__Data for the task__.
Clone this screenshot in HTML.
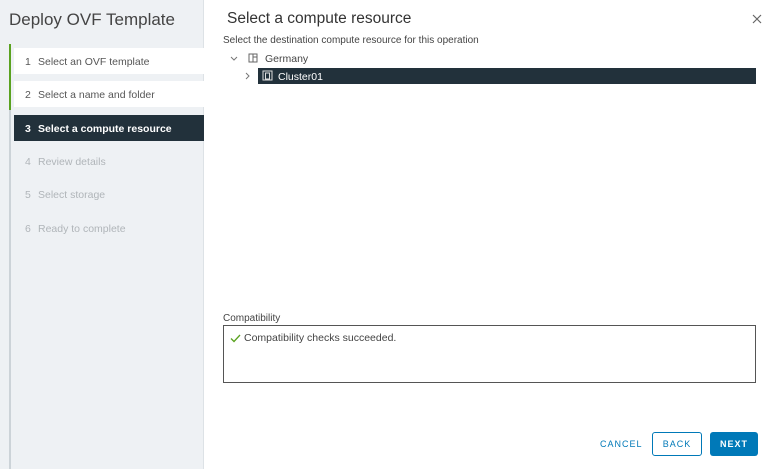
<!DOCTYPE html>
<html><head><style>
*{margin:0;padding:0;box-sizing:border-box}
body{width:768px;height:469px;overflow:hidden;font-family:"Liberation Sans",sans-serif;background:#fff;position:relative;color:#333}
.side{position:absolute;left:0;top:0;width:204px;height:469px;background:#eef1f4;border-right:1px solid #dde2e6}
.side h1{position:absolute;left:9px;top:10px;font-size:17px;font-weight:normal;color:#444}
.rail{position:absolute;left:9px;top:44px;width:2px;height:425px;background:#ccd3d8}
.rail2{position:absolute;left:9px;top:44px;width:2px;height:66px;background:#5aa220}
.st{position:absolute;left:14px;width:190px;height:26px;font-size:10.5px;line-height:28px;padding-left:11px;color:#565656}
.st span{display:inline-block;width:13px}
.st.w{background:#fff}
.st.a{background:#22313b;color:#fff;font-weight:bold}
.st.d{color:#b0b5b9}
.t{position:absolute;font-size:10.5px;color:#444}
</style></head><body>
<div class="side">
<h1>Deploy OVF Template</h1>
<div class="rail"></div><div class="rail2"></div>
<div class="st w" style="top:48px"><span>1</span>Select an OVF template</div>
<div class="st w" style="top:81px"><span>2</span>Select a name and folder</div>
<div class="st a" style="top:115px"><span>3</span>Select a compute resource</div>
<div class="st d" style="top:148px"><span>4</span>Review details</div>
<div class="st d" style="top:181px"><span>5</span>Select storage</div>
<div class="st d" style="top:215px"><span>6</span>Ready to complete</div>
</div>
<div class="t" style="left:227px;top:10px;font-size:15.5px;color:#333">Select a compute resource</div>
<svg style="position:absolute;left:752px;top:14px" width="10" height="10"><path d="M1 1L9 9M9 1L1 9" stroke="#666" stroke-width="1.2"/></svg>
<div class="t" style="left:223px;top:35px;font-size:10px">Select the destination compute resource for this operation</div>
<svg style="position:absolute;left:230px;top:56px" width="8" height="6"><path d="M1 1L4 4L7 1" stroke="#777" fill="none"/></svg>
<svg style="position:absolute;left:248px;top:53px" width="10" height="10"><rect x="1" y="1" width="8" height="8" fill="none" stroke="#666"/><path d="M5 1V9M5 4H9" stroke="#666"/></svg>
<div class="t" style="left:265px;top:53px">Germany</div>
<svg style="position:absolute;left:245px;top:72px" width="6" height="8"><path d="M1 1L4 4L1 7" stroke="#777" fill="none"/></svg>
<div style="position:absolute;left:258px;top:68px;width:498px;height:16px;background:#22313b"></div>
<svg style="position:absolute;left:262px;top:70px" width="11" height="11"><rect x="1" y="1" width="9" height="9" fill="none" stroke="#ddd"/><rect x="3.5" y="3" width="4" height="6" fill="none" stroke="#ddd"/></svg>
<div class="t" style="left:278px;top:71px;color:#fff">Cluster01</div>
<div class="t" style="left:223px;top:313px;font-size:10px">Compatibility</div>
<div style="position:absolute;left:223px;top:325px;width:533px;height:58px;border:1px solid #555"></div>
<svg style="position:absolute;left:230px;top:334px" width="11" height="9"><path d="M1 4.5L4 7.5L10 1" stroke="#5aa220" fill="none" stroke-width="1.3"/></svg>
<div class="t" style="left:244px;top:332px">Compatibility checks succeeded.</div>
<div class="t" style="left:600px;top:439px;font-size:9px;color:#0079b8;letter-spacing:1px">CANCEL</div>
<div style="position:absolute;left:652px;top:432px;width:50px;height:24px;border:1px solid #0079b8;border-radius:3px;font-size:9px;color:#0079b8;letter-spacing:1px;text-align:center;line-height:22px">BACK</div>
<div style="position:absolute;left:710px;top:432px;width:48px;height:24px;background:#0079b8;border-radius:3px;font-size:9px;color:#fff;font-weight:bold;letter-spacing:1px;text-align:center;line-height:24px">NEXT</div>
</body></html>
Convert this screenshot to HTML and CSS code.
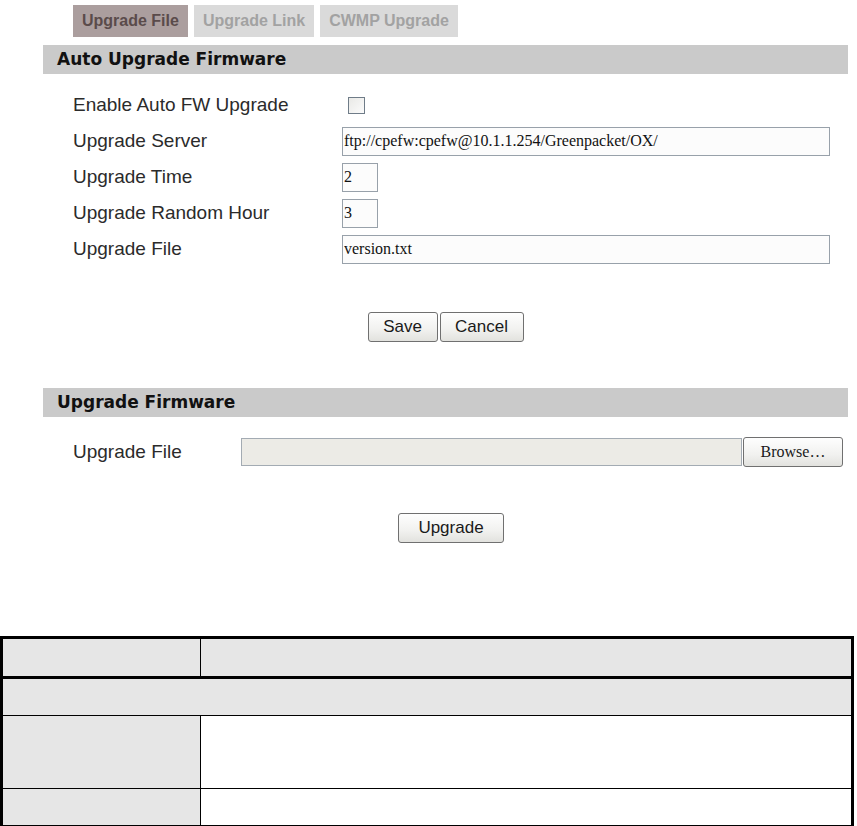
FILE: index.html
```html
<!DOCTYPE html>
<html lang="en">
<head>
    <meta charset="UTF-8">
    <meta name="viewport" content="width=device-width, initial-scale=1.0">
    <title>Firmware Upgrade</title>
    <link rel="stylesheet" href="styles.css">
</head>
<body>
    <div class="page">
        <div class="panel">
            <div class="tabs">
                <div class="tab active">Upgrade File</div>
                <div class="tab">Upgrade Link</div>
                <div class="tab">CWMP Upgrade</div>
            </div>

            <div class="sectionHead">Auto Upgrade Firmware</div>
            <form class="formGrid" action="">
                <label>Enable Auto FW Upgrade</label>
                <div><input type="checkbox" class="check"></div>
                <label>Upgrade Server</label>
                <div><input type="text" class="field wide" value="ftp://cpefw:cpefw@10.1.1.254/Greenpacket/OX/"></div>
                <label>Upgrade Time</label>
                <div><input type="text" class="field small" value="2"></div>
                <label>Upgrade Random Hour</label>
                <div><input type="text" class="field small" value="3"></div>
                <label>Upgrade File</label>
                <div><input type="text" class="field wide" value="version.txt"></div>
            </form>
            <div class="actions">
                <button class="btn save">Save</button>
                <button class="btn cancel">Cancel</button>
            </div>

            <div class="sectionHead second">Upgrade Firmware</div>
            <div class="fileRow">
                <label>Upgrade File</label>
                <input type="text" class="field fileBox" value="">
                <button class="btn browse">Browse…</button>
            </div>
            <div class="actions upgradeRow">
                <button class="btn upgrade">Upgrade</button>
            </div>
        </div>

        <table class="paramTable">
            <colgroup>
                <col class="colName">
                <col>
            </colgroup>
            <tr class="headRow">
                <td class="grey"></td>
                <td class="grey"></td>
            </tr>
            <tr class="groupRow">
                <td class="grey" colspan="2"></td>
            </tr>
            <tr class="tallRow">
                <td class="grey"></td>
                <td></td>
            </tr>
            <tr class="lastRow">
                <td class="grey"></td>
                <td></td>
            </tr>
        </table>
    </div>
</body>
</html>
```

FILE: styles.css
```css
* {
    margin: 0;
    padding: 0;
    box-sizing: border-box;
}

body {
    background: #ffffff;
    font-family: "Liberation Sans", Arial, sans-serif;
    color: #2b2b2b;
}

.page {
    width: 857px;
}

.panel {
    margin-left: 43px;
    width: 805px;
}

/* tabs */
.tabs {
    display: flex;
    gap: 6px;
    padding-top: 5px;
    margin-left: 30px;
}

.tab {
    height: 32px;
    line-height: 32px;
    padding: 0px 9px;
    font-size: 16px;
    font-weight: bold;
    background: #dadada;
    color: #a2a2a2;
}

.tab.active {
    background: #ab9e9e;
    color: #5a4b4b;
}

.sectionHead {
    margin-top: 8px;
    height: 29px;
    line-height: 29px;
    padding-left: 14px;
    background: #cacaca;
    font-family: "DejaVu Sans", Verdana, sans-serif;
    font-weight: bold;
    font-size: 17px;
    color: #111111;
}

.sectionHead.second {
    margin-top: 46px;
}

/* auto upgrade form */
.formGrid {
    margin-top: 13px;
    padding-left: 30px;
    display: grid;
    grid-template-columns: 269px 1fr;
    grid-auto-rows: 36px;
    align-items: center;
}

label {
    font-size: 19px;
    color: #2b2b2b;
}

.formGrid div {
    display: flex;
    align-items: center;
}

.check {
    appearance: none;
    -webkit-appearance: none;
    width: 17px;
    height: 17px;
    margin-left: 6px;
    border: 1px solid #6f7c88;
    background: linear-gradient(135deg, #e9e9e6, #fbfbfb);
}

.field {
    height: 29px;
    border: 1px solid #98a1aa;
    background: #fcfcfc;
    font-family: "Liberation Serif", "Times New Roman", serif;
    font-size: 16px;
    color: #111111;
    padding: 0px 1px;
    outline: none;
}

.field.wide {
    width: 488px;
}

.field.small {
    width: 36px;
}

/* buttons */
.actions {
    margin-top: 45px;
    display: flex;
    justify-content: center;
    gap: 2px;
}

.btn {
    height: 30px;
    border: 1px solid #707070;
    border-radius: 3px;
    background: linear-gradient(#fefefe, #f1f1ef 60%, #e2e2de);
    font-family: "Liberation Sans", Arial, sans-serif;
    font-size: 17px;
    color: #1a1a1a;
}

.save {
    width: 70px;
}

.cancel {
    width: 84px;
}

/* upgrade firmware */
.fileRow {
    margin-top: 20px;
    padding-left: 30px;
    display: flex;
    align-items: center;
    height: 30px;
}

.fileRow label {
    width: 168px;
}

.fileBox {
    width: 501px;
    height: 28px;
    background: #ecebe6;
    border-color: #a3abb3;
}

.browse {
    width: 100px;
    font-family: "Liberation Serif", "Times New Roman", serif;
    font-size: 16px;
    margin-left: 1px;
}

.upgradeRow {
    margin-top: 46px;
    padding-left: 11px;
}

.upgrade {
    width: 106px;
}

/* parameter table */
.paramTable {
    margin-top: 93px;
    width: 854px;
    table-layout: fixed;
    border-collapse: separate;
    border-spacing: 0;
    border: 3px solid #000000;
}

.colName {
    width: 198px;
}

.paramTable td {
    border-bottom: 1px solid #000000;
    padding: 0;
}

.paramTable td:first-child {
    border-right: 1px solid #000000;
}

.paramTable td[colspan] {
    border-right: none;
}

.grey {
    background: #e6e6e6;
}

.headRow td {
    height: 40px;
    border-bottom: 3px solid #000000;
}

.groupRow td {
    height: 37px;
}

.tallRow td {
    height: 73px;
}

.lastRow td {
    height: 36px;
    border-bottom: none;
}
```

__Stated problem__. From the entries above, copy out every line where the string "this" appears.

__Solved exercise__.
Clone this screenshot in HTML.
<div class="t" style="left:223px;top:35px;font-size:10px">Select the destination compute resource for this operation</div>
Convert this screenshot to HTML and CSS code.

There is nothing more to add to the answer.